There’s a bit of business with a hidden radio that could have come directly from a juvenile 30s serial.

 

There’s the supposedly amusing wooing by elderly Ranger Caldwalder (Charley Grapewin) of the equally elderly grande dame of the ranch Cecilia Dangerfield (May Robson), and he finally wins her hand when he gets up the gumption to order her about. Actually, there’s far too much attempt at comic relief throughout.

 

 

The New York Times said, “The legend of the Rangers is as fabulous as the land they patrol, but you’d never guess it from the business which transpires in this latest horse opera, wherein everything is reduced to the elemental cops and robbers, boy-meets-girl formula.” The review added, “There also are some very tedious doings before the Rangers get to the bottom of the cattle rustling racket.”

 

 

 

 

 

 

2 Responses

  1. The impact of Texas as an american myth on the foreigners’ imagination has probably no equivalent except California.

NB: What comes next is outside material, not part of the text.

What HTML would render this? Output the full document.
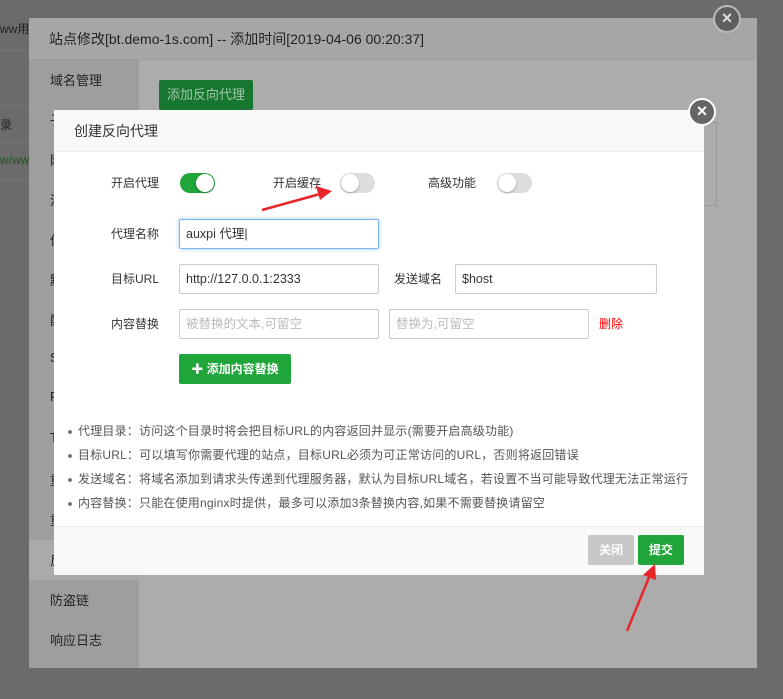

I was a young travel agent when I welcomed clients wishing to go to Texas for their vacations. Asking them why they had selected Texas, they show me the Grand Tetons on a brochure “we want to to see these mountains”! With all due respect, I explained that to see these formidable Mountain they have to go to Wyoming instead… And that except the modest but beautiful Guadalupe Mountains shared with New Mexico, Texas was not very rich with any sort of high peaks “mountains”… they seemed disappointed and probably thinking of me as a liar, or worse an incompetent… they left and never heard of them afterwards…

    1. Most amusing! It probably comes from those Hollywood movies. The same goes for Westerns set in Dodge City or Abilene, Kansas, which were of course shot in California and showed those well-known Kansas mountains.